=== PROVIDED MATERIAL ===
'''
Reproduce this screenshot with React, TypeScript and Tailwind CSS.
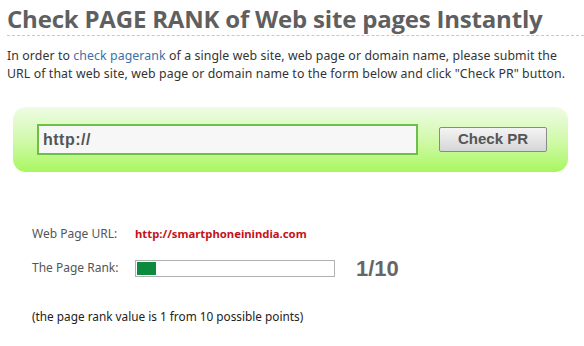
export default function App() {
  return (
    <div className="w-[584px] h-[346px] bg-white overflow-hidden" style={{ fontFamily: '"Noto Sans", sans-serif' }}>
      <div className="pl-[7px] pt-[2px]">
        <h1 className="text-[24px] leading-[34px] font-bold text-[#5f5f5f] tracking-[-0.2px]" style={{ fontFamily: '"Open Sans", sans-serif' }}>
          Check PAGE RANK of Web site pages Instantly
        </h1>
        <div className="border-b border-dashed border-[#c8c8c8] mt-[-1px]" />
        <p className="mt-[11px] text-[12.3px] leading-[18px] text-[#333] tracking-[0.1px] whitespace-nowrap">
          In order to <span className="text-[#3d6fa8]">check pagerank</span> of a single web site, web page or domain name, please submit the
          <br />
          URL of that web site, web page or domain name to the form below and click "Check PR" button.
        </p>
      </div>
      <div className="ml-[13px] mt-[24px] w-[555px] h-[65px] rounded-[13px] bg-gradient-to-b from-[#eefce4] via-[#d2f9ab] to-[#a8f75c] flex items-center pl-[24px]">
        <div className="w-[381px] h-[31px] border-2 border-[#6cc04a] bg-[#f7f7f7] flex items-center pl-[4px]">
          <span className="text-[16px] tracking-[0.5px] font-bold text-[#555]" style={{ fontFamily: '"Liberation Sans", sans-serif' }}>http://</span>
        </div>
        <div className="ml-[21px] w-[108px] h-[25px] border border-[#8a8a8a] rounded-[2px] bg-gradient-to-b from-[#f4f4f4] to-[#d6d6d6] flex items-center justify-center">
          <span className="text-[15px] font-bold text-[#555]" style={{ fontFamily: '"Liberation Sans", sans-serif' }}>Check PR</span>
        </div>
      </div>
      <div className="pl-[32px] mt-[52px]">
        <div className="flex items-center h-[20px]">
          <span className="w-[103px] text-[12px] text-[#555]">Web Page URL:</span>
          <span className="text-[11.3px] font-bold text-[#c4121a]">http://smartphoneinindia.com</span>
        </div>
        <div className="flex items-center mt-[14px] h-[20px]">
          <span className="w-[103px] text-[12px] text-[#555]">The Page Rank:</span>
          <div className="w-[200px] h-[17px] border border-[#b0b0b0] p-[1px] bg-white">
            <div className="w-[19px] h-full bg-[#0c8a3e]" />
          </div>
          <span className="ml-[21px] text-[22px] font-bold text-[#666]" style={{ fontFamily: '"Liberation Sans", sans-serif' }}>1/10</span>
        </div>
        <p className="mt-[30px] text-[11.8px] text-[#222]">(the page rank value is 1 from 10 possible points)</p>
      </div>
    </div>
  );
}
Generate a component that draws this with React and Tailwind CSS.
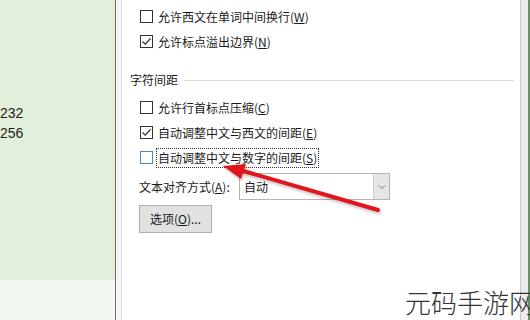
import React from "react";

const font = { fontFamily: '"Microsoft YaHei", "Noto Sans CJK SC", "Noto Sans", sans-serif' };

function Box({ checked, focus }) {
  return (
    <span
      className={`w-[13px] h-[13px] flex-shrink-0 bg-white border flex items-center justify-center ${
        focus ? "border-[#4a86c8]" : "border-[#333]"
      }`}>
      {checked && (
        <svg width="11" height="11" viewBox="0 0 11 11">
          <path d="M1.5 5.5 L4.2 8.2 L9.5 2.5" fill="none" stroke="#333" strokeWidth="1.2" />
        </svg>
      )}
    </span>
  );
}

function Row({ label, hot, checked, focus }) {
  return (
    <div className="h-[25px] flex items-center pl-[18px] gap-[3px]">
      <Box checked={checked} focus={focus} />
      <span
        className={`text-[12px] text-[#1a1a1a] leading-[18px] px-[1px] ${
          focus ? "border border-dotted border-[#333]" : "border border-transparent"
        }`}>
        {label}(<span className="underline">{hot}</span>)
      </span>
    </div>
  );
}

export default function App() {
  return (
    <div className="relative w-[530px] h-[320px] overflow-hidden bg-white flex" style={font}>
      {/* sheet on the left */}
      <div className="w-[116px] flex flex-col border-r border-[#6b6b6b]">
        <div className="h-[280px] bg-[#e2efda] pt-[103px] text-[14px] leading-[20px] text-[#222]" style={{ fontFamily: '"Liberation Sans", Arial, sans-serif' }}>
          <div>232</div>
          <div>256</div>
        </div>
        <div className="flex-1 bg-[#f2f7ef]" />
      </div>
      <div className="w-[6px] bg-[#f4f5f8] border-r border-[#dcdde3]" />

      {/* dialog body */}
      <div className="flex-1 flex flex-col pt-[4px] pr-[6px]">
        <Row label="允许西文在单词中间换行" hot="W" />
        <Row label="允许标点溢出边界" hot="N" checked />

        <div className="mt-[16px] h-[20px] flex items-center pl-[8px] gap-[6px]">
          <span className="text-[12px] text-[#1a1a1a]">字符间距</span>
          <div className="flex-1 h-px bg-[#dcdcdc]" />
        </div>

        <div className="mt-[5px]">
          <Row label="允许行首标点压缩" hot="C" />
          <Row label="自动调整中文与西文的间距" hot="E" checked />
          <Row label="自动调整中文与数字的间距" hot="S" focus />
        </div>

        <div className="mt-[3px] h-[27px] flex items-center pl-[17px]">
          <span className="text-[12px] text-[#1a1a1a] w-[100px]">
            文本对齐方式(<span className="underline">A</span>):
          </span>
          <div className="w-[151px] h-[27px] border border-[#b4b4b4] flex items-center">
            <span className="flex-1 pl-[4px] text-[12px] text-[#1a1a1a]">自动</span>
            <div className="w-[16px] h-full bg-[#e6e6e6] border-l border-[#cfcfcf] flex items-center justify-center">
              <svg width="8" height="6" viewBox="0 0 8 6">
                <path d="M1 1.5 L4 4.5 L7 1.5" fill="none" stroke="#777" strokeWidth="1" />
              </svg>
            </div>
          </div>
        </div>

        <div className="mt-[5px] pl-[17px]">
          <div className="w-[73px] h-[28px] bg-[#e1e1e1] border border-[#adadad] flex items-center justify-center text-[12px] text-[#1a1a1a]">
            选项(<span className="underline">O</span>)...
          </div>
        </div>
      </div>

      {/* right edge */}
      <div className="w-[10px] bg-[#ececec] border-l border-[#c8c8c8] border-r-2 border-r-[#6f8f68]" />

      {/* red arrow */}
      <svg className="absolute inset-0 pointer-events-none" width="530" height="320">
        <defs>
          <filter id="sh" x="-10%" y="-10%" width="120%" height="140%">
            <feDropShadow dx="1" dy="2" stdDeviation="1.5" floodColor="#000" floodOpacity="0.25" />
          </filter>
        </defs>
        <g filter="url(#sh)">
          <line x1="378" y1="210" x2="240" y2="170" stroke="#e3141b" strokeWidth="4" strokeLinecap="round" />
          <polygon points="223,166 246,164 241,179" fill="#e3141b" />
        </g>
      </svg>

      {/* watermark, cut off at the right edge as in the screenshot */}
      <div className="absolute left-[405px] top-[285px] text-[26px] leading-[34px] text-[#333] font-light whitespace-nowrap">
        元码手游网
      </div>
    </div>
  );
}
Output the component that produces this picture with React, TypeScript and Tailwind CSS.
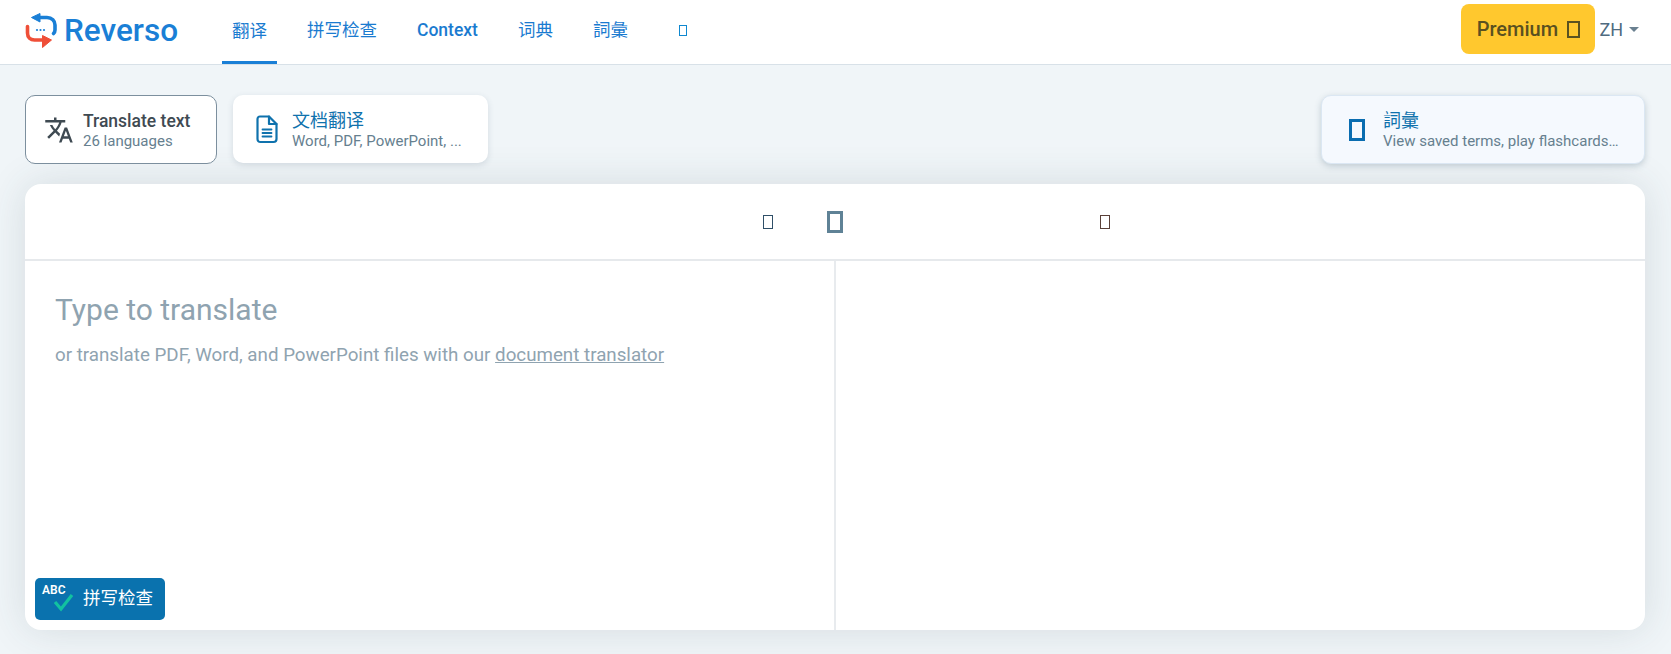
const font = { fontFamily: '"Roboto", "Noto Sans CJK SC", sans-serif' };

function Logo() {
  return (
    <svg width="36" height="36" viewBox="0 0 36 36" fill="none">
      <path d="M15 4.500 H23 C28 4.500 31 8 31 12 V17 C31 18.500 30.500 19.500 29.500 20.500" stroke="#1a7fd6" strokeWidth="3.600" strokeLinecap="round" />
      <path d="M16 0.500 L7.500 4.500 L16 9 Z" fill="#1a7fd6" stroke="#1a7fd6" strokeLinejoin="round" />
      <path d="M3.500 13.500 V20 C3.500 24.500 6.500 27 10.500 27 H20" stroke="#ef4f38" strokeWidth="3.600" strokeLinecap="round" />
      <path d="M18.500 22.500 L27.500 27 L18.500 34.500 Z" fill="#ef4f38" stroke="#ef4f38" strokeLinejoin="round" />
      <circle cx="13" cy="17" r="1.100" fill="#1a7fd6" />
      <circle cx="16.500" cy="17" r="1.100" fill="#1a7fd6" />
      <circle cx="20" cy="17" r="1.100" fill="#1a7fd6" />
    </svg>
  );
}

function TranslateIcon() {
  return (
    <svg width="30" height="30" viewBox="0 0 24 24" fill="#3f4a52">
      <path d="M12.870 15.070l-2.540-2.510.030-.030c1.740-1.940 2.980-4.170 3.710-6.530H17V4h-7V2H8v2H1v1.990h11.170C11.500 7.920 10.440 9.750 9 11.350 8.070 10.320 7.300 9.190 6.690 8h-2c.730 1.630 1.730 3.170 2.980 4.560l-5.090 5.020L4 19l5-5 3.110 3.110.760-2.040zM18.500 10h-2L12 22h2l1.120-3h4.750L21 22h2l-4.500-12zm-2.620 7l1.620-4.330L19.120 17h-3.240z" />
    </svg>
  );
}

function DocIcon() {
  return (
    <svg width="24" height="30" viewBox="0 0 24 30" fill="none" stroke="#0f72ad" strokeWidth="2.200" strokeLinejoin="round" strokeLinecap="round">
      <path d="M5 2.500 H14 L21.500 10 V25 C21.500 26.800 20.300 28 18.500 28 H5.500 C3.700 28 2.500 26.800 2.500 25 V5 C2.500 3.500 3.500 2.500 5 2.500 Z" />
      <path d="M14 2.500 V10 H21.500" />
      <path d="M7.500 15.500 H16.500 M7.500 19 H16.500 M7.500 22.500 H16.500" strokeWidth="1.800" />
    </svg>
  );
}

function SpellIcon() {
  return (
    <div className="relative h-[32px] w-[36px]">
      <span className="absolute left-0 top-[1px] text-[12px] font-semibold leading-none text-white">ABC</span>
      <svg className="absolute left-[10px] top-[9px]" width="24" height="20" viewBox="0 0 24 20" fill="none">
        <path d="M3 10 L9 17 L20 3" stroke="#12c2a0" strokeWidth="3.200" />
      </svg>
    </div>
  );
}

function Tofu({ className }: { className: string }) {
  return <span className={`inline-block border-solid ${className}`} />;
}

export default function App() {
  return (
    <div className="flex h-[654px] flex-col overflow-hidden" style={font}>
      <header className="flex h-[65px] shrink-0 items-center border-b border-[#d8e1e8] bg-white pl-[24px] pr-[32px]">
        <div className="flex w-[198px] items-center">
          <span className="mb-[3px]">
            <Logo />
          </span>
          <span className="mb-[3px] ml-[4px] text-[31.5px] font-medium leading-none text-[#1a7fd6]">Reverso</span>
        </div>
        <nav className="flex h-full items-center text-[17.5px] text-[#1a7bd0]">
          <a className="flex h-full w-[55px] items-center justify-center border-b-[3px] border-[#1a7fd6] pt-[1px]">翻译</a>
          <a className="ml-[30px] pb-[3px]">拼写检查</a>
          <a className="ml-[40px] pb-[3px] font-medium">Context</a>
          <a className="ml-[40px] pb-[3px]">词典</a>
          <a className="ml-[40px] pb-[3px]">詞彙</a>
          <Tofu className="mb-[3px] ml-[51px] h-[11px] w-[8px] border border-[#0f88d0]" />
        </nav>
        <div className="ml-auto flex items-center">
          <button className="mb-[6px] flex h-[50px] w-[134px] items-center justify-center gap-[9px] rounded-[8px] bg-[#ffc82e] text-[20px] font-medium text-[#5a5020]">
            Premium
            <Tofu className="h-[17px] w-[13px] border-2 border-[#5a5220]" />
          </button>
          <span className="mb-[5px] ml-[4px] text-[18px] text-[#4f6b80]">ZH</span>
          <span className="mb-[5px] ml-[6px] h-0 w-0 border-x-[5px] border-t-[5px] border-x-transparent border-t-[#6a8090]" />
        </div>
      </header>

      <div className="flex-1 bg-[#f0f5f8] pl-[25px] pr-[26px] pt-[30px]">
        <div className="relative z-10 flex items-start">
          <div className="flex h-[69px] w-[192px] items-center rounded-[10px] border border-[#7c8f9e] bg-white pl-[18px]">
            <TranslateIcon />
            <div className="ml-[9px]">
              <div className="text-[17.5px] font-medium leading-[22px] text-[#3f4a52]">Translate text</div>
              <div className="text-[15px] leading-[18px] text-[#66808f]">26 languages</div>
            </div>
          </div>
          <div className="ml-[16px] flex h-[68px] w-[255px] items-center rounded-[10px] bg-white pl-[22px] shadow-[0_2px_6px_rgba(60,90,110,0.16)]">
            <DocIcon />
            <div className="ml-[13px] pt-[1px]">
              <div className="text-[18px] leading-[22px] text-[#0f72ad]">文档翻译</div>
              <div className="text-[15px] leading-[18px] text-[#66808f]">Word, PDF, PowerPoint, ...</div>
            </div>
          </div>
          <div className="ml-auto flex h-[69px] w-[324px] items-center rounded-[10px] border border-[#dbe7f3] bg-[#f5f9fe] pl-[27px] shadow-[0_2px_6px_rgba(60,90,110,0.25)]">
            <Tofu className="h-[22px] w-[16px] border-[3px] border-[#0a6db0]" />
            <div className="ml-[18px] pt-[1px]">
              <div className="text-[18px] leading-[22px] text-[#0f72ad]">詞彙</div>
              <div className="text-[15px] leading-[18px] text-[#66808f]">View saved terms, play flashcards…</div>
            </div>
          </div>
        </div>

        <main className="relative mt-[20px] h-[446px] rounded-[16px] bg-white shadow-[0_0_40px_rgba(50,70,80,0.14)]">
          <div className="relative h-[77px] border-b-2 border-[#e6e9ec]">
            <Tofu className="absolute left-[738px] top-[31px] h-[14px] w-[10px] border border-[#2f4f68]" />
            <Tofu className="absolute left-[802px] top-[27px] h-[22px] w-[16px] border-[3px] border-[#5f8296]" />
            <Tofu className="absolute left-[1075px] top-[31px] h-[14px] w-[10px] border border-[#5a4038]" />
          </div>
          <div className="grid h-[369px] grid-cols-[811px_1fr]">
            <div className="border-r-2 border-[#e8ebee] pl-[30px] pt-[31px]">
              <div className="text-[30px] leading-[36px] text-[#8fa3b0]">Type to translate</div>
              <div className="mt-[15px] text-[18.75px] leading-[24px] text-[#8fa3b0]">
                or translate PDF, Word, and PowerPoint files with our <span className="underline">document translator</span>
              </div>
            </div>
            <div />
          </div>
          <button className="absolute bottom-[10px] left-[10px] flex h-[42px] w-[130px] items-center rounded-[5px] bg-[#0a72ae] pb-[1px] pl-[7px] text-[17.5px] text-white">
            <SpellIcon />
            <span className="ml-[5px] pb-[1px]">拼写检查</span>
          </button>
        </main>
      </div>
    </div>
  );
}
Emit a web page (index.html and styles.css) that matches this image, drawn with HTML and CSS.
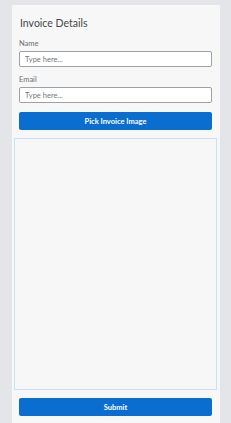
'''
=== REQUIREMENT ===
Copy each line from the records above that includes the string "React".

=== SOLUTION TO THIS PROBLEM ===
Reproduce this screenshot with React, TypeScript and Tailwind CSS.
Generate a component that draws this with React and Tailwind CSS.
import React from "react";
Output the component that produces this picture with React, TypeScript and Tailwind CSS.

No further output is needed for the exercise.